I don’t drink much now for various health reasons, no alcohol issues or anything, just feel better not doing it. Been like that for about six or seven years now.
At first I just went out with friends as usual, but it gets a bit boring seeing other people very drunk when you’re sober. I think it’s a dampener in both sides tbh.
Then I went through an avoiding phase, which was also boring. It just means not seeing people, and they can get a bit hurt by that, as well as you feel a bit isolated.
Then I went through a meet for lunch or cinema and always need to drive back so no drinking. It was ok but a bit stilted.
Now I’m in a phase where I see people a bit less often, but still fairly frequently. Usually time it close to birthdays, anniversaries or holidays so there’s an excuse to make it special. The format has changed. It’s generally something like this:
Meet for a coffee lateish afternoon, good sober chat and catch up.
Go to cinema, gallery, sports event or some other activity that is no or low drinking potential. Oddly enough, the right kind of distillery tour fits the bill on this- you spend a long time going round looking at stuff, with just some samples at the end (which can often be taken away in a driver’s kit).
Go for a drink. Has to be somewhere that is nice- decor or ambiance. Must also serve fairly fancy special drinks with table service or similar, this slows things down a lot. I’ll also be able to get something I’ll enjoy whether or not I have an alcoholic drink at this point. Usually I don’t, two of three times a year I will feel like it. I’ll only have a drink if I feel like it. We discuss the activity earlier, this means there is a relevant recent stimulus to keep the conversation going.
Go for a meal, usually a pizza, keep it fairly simple. I might have a glass of wine or similar with dinner, this might be because I had a drink at the previous stage and am enjoying it, it might be because I see a wine I know I’ll love and really enjoy, even if I didn’t have a drink earlier. This happens twice a year I’d say.

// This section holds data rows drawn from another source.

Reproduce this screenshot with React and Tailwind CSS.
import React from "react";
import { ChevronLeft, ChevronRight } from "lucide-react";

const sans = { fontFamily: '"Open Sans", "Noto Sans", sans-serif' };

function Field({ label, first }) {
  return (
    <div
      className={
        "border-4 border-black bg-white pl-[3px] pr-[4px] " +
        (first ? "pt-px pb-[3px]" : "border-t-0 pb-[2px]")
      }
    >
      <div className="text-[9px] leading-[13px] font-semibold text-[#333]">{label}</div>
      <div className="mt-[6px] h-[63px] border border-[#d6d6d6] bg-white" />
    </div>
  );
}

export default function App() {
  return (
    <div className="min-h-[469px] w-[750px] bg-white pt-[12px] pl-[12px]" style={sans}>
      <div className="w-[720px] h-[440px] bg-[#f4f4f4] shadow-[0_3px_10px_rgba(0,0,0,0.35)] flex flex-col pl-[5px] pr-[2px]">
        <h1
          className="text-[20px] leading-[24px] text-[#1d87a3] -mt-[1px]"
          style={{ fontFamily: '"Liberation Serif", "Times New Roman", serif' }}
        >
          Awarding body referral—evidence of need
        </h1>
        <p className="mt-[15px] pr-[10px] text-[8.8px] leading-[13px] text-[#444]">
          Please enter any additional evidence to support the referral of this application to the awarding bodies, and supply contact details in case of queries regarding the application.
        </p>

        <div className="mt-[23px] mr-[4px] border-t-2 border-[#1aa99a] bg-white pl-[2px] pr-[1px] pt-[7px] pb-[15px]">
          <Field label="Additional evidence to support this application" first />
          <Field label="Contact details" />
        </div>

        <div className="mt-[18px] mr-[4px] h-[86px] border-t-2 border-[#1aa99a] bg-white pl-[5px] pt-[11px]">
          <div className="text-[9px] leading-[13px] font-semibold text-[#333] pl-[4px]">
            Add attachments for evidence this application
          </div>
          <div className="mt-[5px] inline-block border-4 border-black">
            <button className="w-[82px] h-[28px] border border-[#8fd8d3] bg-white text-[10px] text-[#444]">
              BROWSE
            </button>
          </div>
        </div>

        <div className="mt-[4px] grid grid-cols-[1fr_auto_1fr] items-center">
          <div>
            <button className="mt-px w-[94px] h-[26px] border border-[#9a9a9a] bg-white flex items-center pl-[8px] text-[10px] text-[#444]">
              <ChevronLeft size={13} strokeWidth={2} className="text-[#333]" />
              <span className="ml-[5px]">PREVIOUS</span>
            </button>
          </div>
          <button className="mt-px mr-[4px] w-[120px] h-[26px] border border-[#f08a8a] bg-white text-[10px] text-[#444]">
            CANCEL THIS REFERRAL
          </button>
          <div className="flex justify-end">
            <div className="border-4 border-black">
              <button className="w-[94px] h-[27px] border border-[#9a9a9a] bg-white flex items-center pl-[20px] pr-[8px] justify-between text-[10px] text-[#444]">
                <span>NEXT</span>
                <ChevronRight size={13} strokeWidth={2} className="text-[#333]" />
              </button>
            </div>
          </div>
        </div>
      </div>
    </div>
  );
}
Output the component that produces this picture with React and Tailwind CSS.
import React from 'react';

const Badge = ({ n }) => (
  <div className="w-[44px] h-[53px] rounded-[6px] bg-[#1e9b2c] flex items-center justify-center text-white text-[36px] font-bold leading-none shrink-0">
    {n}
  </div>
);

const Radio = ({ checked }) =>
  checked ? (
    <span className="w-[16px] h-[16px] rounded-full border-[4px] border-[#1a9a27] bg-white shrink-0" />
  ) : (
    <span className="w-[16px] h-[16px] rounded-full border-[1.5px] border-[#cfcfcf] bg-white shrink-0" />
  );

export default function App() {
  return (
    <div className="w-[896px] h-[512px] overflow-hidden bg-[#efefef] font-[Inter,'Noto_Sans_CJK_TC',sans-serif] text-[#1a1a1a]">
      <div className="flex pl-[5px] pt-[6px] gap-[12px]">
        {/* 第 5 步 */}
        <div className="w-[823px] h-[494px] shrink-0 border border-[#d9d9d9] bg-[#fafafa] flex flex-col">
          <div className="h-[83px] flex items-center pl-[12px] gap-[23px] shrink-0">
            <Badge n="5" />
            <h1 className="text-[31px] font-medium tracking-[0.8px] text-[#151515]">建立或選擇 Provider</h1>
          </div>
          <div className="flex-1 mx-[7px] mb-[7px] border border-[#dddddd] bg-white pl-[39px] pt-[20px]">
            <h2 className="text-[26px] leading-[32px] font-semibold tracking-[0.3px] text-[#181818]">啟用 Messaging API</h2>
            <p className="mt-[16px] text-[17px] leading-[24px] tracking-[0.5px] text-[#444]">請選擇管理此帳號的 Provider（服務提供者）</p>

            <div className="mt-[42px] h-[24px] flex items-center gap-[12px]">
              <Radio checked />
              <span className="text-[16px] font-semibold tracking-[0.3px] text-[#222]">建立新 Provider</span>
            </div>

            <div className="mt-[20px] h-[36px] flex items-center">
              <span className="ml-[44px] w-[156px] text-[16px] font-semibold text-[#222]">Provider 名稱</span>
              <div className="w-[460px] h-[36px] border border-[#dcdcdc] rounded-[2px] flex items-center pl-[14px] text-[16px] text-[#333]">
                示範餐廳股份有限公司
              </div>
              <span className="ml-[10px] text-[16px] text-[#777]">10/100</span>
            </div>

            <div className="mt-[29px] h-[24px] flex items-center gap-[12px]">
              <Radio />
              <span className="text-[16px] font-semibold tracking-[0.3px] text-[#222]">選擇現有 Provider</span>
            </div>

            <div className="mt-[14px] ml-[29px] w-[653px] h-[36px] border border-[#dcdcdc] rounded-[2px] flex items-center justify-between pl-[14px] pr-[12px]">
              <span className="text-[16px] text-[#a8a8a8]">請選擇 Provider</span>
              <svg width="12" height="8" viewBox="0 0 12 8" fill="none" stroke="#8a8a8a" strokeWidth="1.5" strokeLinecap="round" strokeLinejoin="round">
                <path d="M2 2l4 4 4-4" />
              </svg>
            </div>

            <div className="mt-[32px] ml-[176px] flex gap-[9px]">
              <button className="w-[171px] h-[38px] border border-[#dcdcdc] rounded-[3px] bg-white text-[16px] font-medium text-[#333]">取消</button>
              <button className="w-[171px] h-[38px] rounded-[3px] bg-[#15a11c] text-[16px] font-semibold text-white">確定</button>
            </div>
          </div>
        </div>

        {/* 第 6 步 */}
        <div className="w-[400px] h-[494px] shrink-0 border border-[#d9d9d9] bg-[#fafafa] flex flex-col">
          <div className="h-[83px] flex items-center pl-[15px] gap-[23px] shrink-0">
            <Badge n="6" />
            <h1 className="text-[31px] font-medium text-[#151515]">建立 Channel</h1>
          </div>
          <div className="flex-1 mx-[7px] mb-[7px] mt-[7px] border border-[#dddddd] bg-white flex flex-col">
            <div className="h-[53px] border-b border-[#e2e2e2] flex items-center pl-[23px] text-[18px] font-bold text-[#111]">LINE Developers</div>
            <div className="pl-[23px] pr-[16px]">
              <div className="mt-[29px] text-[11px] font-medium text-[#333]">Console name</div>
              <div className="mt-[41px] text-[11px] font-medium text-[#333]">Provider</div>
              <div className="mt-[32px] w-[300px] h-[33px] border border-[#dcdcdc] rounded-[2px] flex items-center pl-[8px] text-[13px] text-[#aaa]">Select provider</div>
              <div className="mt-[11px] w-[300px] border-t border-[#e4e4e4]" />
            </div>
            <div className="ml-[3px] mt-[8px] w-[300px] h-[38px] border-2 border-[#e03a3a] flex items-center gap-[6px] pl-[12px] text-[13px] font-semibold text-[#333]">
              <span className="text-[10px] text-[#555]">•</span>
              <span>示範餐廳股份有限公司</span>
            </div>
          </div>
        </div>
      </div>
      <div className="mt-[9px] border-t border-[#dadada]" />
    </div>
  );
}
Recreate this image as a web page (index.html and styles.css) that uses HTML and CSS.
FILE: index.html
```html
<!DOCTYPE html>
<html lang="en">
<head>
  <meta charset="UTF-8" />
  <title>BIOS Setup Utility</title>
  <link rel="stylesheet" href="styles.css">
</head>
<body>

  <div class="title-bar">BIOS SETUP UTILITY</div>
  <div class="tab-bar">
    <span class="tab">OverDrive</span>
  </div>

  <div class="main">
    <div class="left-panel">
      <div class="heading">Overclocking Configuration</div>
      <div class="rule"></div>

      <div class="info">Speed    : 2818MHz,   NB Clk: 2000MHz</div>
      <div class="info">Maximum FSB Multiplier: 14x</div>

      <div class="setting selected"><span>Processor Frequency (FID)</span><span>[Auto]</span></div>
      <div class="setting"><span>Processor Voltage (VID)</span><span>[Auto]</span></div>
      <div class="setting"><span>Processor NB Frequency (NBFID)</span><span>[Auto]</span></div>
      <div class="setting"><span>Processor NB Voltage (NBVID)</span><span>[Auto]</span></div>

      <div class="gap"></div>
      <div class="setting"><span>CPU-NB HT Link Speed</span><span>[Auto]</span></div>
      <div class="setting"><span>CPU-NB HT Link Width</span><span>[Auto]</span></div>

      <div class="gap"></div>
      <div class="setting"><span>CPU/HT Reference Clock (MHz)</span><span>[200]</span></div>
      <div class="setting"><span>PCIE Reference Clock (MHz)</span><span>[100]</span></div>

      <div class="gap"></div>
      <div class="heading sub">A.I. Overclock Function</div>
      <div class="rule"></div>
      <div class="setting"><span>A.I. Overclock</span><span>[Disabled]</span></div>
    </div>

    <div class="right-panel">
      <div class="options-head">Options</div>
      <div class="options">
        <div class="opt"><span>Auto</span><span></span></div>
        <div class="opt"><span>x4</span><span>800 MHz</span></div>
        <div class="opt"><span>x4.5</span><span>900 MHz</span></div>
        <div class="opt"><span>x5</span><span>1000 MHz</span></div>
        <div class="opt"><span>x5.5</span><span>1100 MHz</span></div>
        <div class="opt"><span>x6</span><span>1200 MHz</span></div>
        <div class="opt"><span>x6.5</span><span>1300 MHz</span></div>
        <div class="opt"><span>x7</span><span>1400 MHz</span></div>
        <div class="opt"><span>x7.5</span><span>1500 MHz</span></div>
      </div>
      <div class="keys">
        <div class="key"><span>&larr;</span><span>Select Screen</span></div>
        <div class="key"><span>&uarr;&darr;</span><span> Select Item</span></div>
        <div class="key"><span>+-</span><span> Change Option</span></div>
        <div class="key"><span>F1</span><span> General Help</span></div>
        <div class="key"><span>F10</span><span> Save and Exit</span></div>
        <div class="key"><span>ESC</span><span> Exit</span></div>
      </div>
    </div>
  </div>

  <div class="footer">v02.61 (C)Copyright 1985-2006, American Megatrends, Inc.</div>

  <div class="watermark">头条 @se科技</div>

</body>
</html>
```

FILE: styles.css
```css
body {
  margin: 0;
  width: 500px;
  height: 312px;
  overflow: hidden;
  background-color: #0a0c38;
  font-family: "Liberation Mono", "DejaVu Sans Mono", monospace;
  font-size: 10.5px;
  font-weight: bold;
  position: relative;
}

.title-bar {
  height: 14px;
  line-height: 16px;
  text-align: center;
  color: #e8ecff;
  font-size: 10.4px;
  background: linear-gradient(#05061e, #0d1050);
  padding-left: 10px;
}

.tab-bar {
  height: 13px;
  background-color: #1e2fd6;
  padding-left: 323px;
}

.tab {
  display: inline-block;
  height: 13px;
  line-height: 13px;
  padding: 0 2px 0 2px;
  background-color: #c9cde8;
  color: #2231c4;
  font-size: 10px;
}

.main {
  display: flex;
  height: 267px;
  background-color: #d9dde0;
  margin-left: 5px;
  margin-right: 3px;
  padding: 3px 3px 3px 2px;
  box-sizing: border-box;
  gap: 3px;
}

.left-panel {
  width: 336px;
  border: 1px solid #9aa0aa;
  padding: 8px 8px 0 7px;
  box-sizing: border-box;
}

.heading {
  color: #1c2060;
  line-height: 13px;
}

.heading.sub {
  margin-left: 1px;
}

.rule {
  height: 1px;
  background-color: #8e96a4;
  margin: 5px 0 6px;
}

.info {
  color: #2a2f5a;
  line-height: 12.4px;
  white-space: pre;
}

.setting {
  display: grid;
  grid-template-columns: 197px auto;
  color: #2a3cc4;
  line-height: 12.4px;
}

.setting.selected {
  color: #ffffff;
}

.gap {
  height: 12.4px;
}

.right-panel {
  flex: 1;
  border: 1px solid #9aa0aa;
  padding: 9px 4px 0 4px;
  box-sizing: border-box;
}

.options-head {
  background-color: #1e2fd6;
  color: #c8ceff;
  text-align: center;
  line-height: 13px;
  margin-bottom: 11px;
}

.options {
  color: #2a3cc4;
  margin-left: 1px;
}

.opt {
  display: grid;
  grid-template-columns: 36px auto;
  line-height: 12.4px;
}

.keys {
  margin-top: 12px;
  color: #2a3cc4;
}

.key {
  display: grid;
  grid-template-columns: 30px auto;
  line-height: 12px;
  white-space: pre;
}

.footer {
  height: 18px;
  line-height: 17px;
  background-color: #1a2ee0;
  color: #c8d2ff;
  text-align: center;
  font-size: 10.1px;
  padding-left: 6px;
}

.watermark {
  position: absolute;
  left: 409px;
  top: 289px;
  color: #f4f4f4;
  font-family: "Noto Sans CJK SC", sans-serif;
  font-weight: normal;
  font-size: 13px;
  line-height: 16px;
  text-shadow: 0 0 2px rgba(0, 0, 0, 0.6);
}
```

At this point, I might go back to the hotel I’ve booked, having spent a good amount of time with a friend or friends, at this point usually having had 0-2 drinks. If DH is with me, he might continue out for a while longer.
Alternatively, about once a year, I will feel like carrying on. Then it’s on for as many drinks as I fancy, keeping to same level of drinking establishment as before. If possible, switching venues fairly frequently to pop in some non-drinking/walking/fresh air time. This keeps stuff from getting too out of hand.
Then I go back to my hotel. The hotel is key. It means I’m not tied to no drinking as driving home or to staying with someone who wants to stay out/keep drinking. This means I am free to chose what feels right to me spontaneously. It does make a night out more expensive, but as usually I don’t drink I think it evens out. If you live close enough a reliable taxi/lift service would fulfil the same purpose.
I usually try to avoid nights that I know will be very busy- so a Thursday or a Sunday is preferable to a Friday or a Saturday usually. They will be quieter, but not dead. Bit more of an incentive to finish a bit earlier. A Friday or a Saturday between Xmas and New Year is the exception- some people will be out and about but generally they are saving it for Hogmanay/NYE.
I found that walls can go up a bit without either party really meaning it like that. So now I just set things up so I can go with my flow. I don’t mean you should drink to fit in, I just mean “never say never”. I feel like a drink or two about four times a year, I feel like getting really quite merry maybe once. It doesn’t cause me any health effects at that frequency.
Crucially, it has to be spontaneous, I just need to feel like it there and then, because the evening is going well and I am actually enjoying a drink. Sometimes I think I want a glass of wine at dinner and take a sip and know it’s not the evening for me. If so, I just let someone else drink it.